Medvedev's grand slam breakthrough at Flushing Meadows in September, having lost the 2019 US Open final to Rafael Nadal and last year's AO title decider to Novak Djokovic, drew the ultimate accolade from Kyrgios on Tuesday night
While they're separated by 113 spots in the rankings, Kyrgios knows talent-wise it's a different story.
The first and only player since Lleyton Hewitt almost two decades ago to topple Roger Federer, Rafael Nadal and Djokovic in his first-ever meeting with the Big Three, Kyrgios knows he can stop anyone when at his best.
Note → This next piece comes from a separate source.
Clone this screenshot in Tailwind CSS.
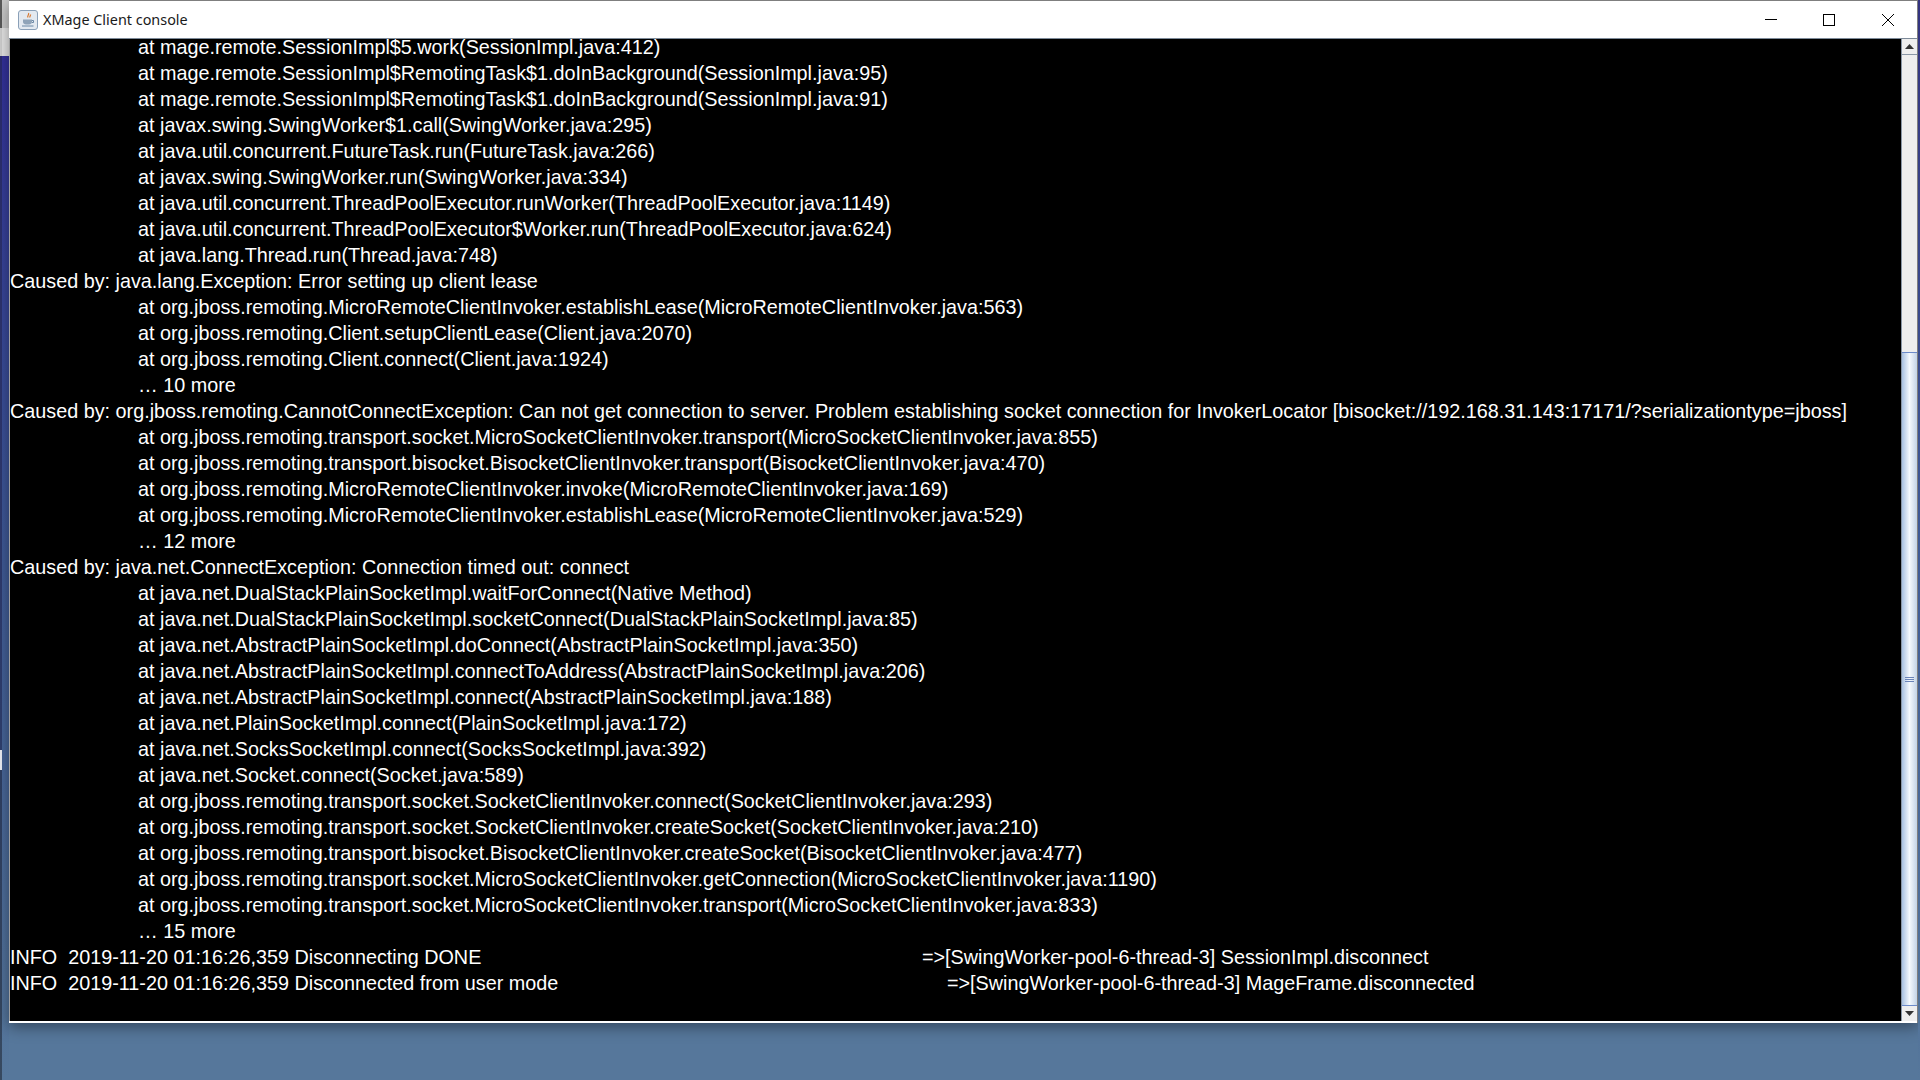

The 2015 AO quarter-finalist will draw on that success against Medvedev three years ago, even if Kyrgios says "no doubt that he's probably double the player he was before when I played him". "I know the kind of game style and the way I need to play.
"He knows how I'm going to play, I think, and I know how he's going to play. It's going to be very contrasting styles."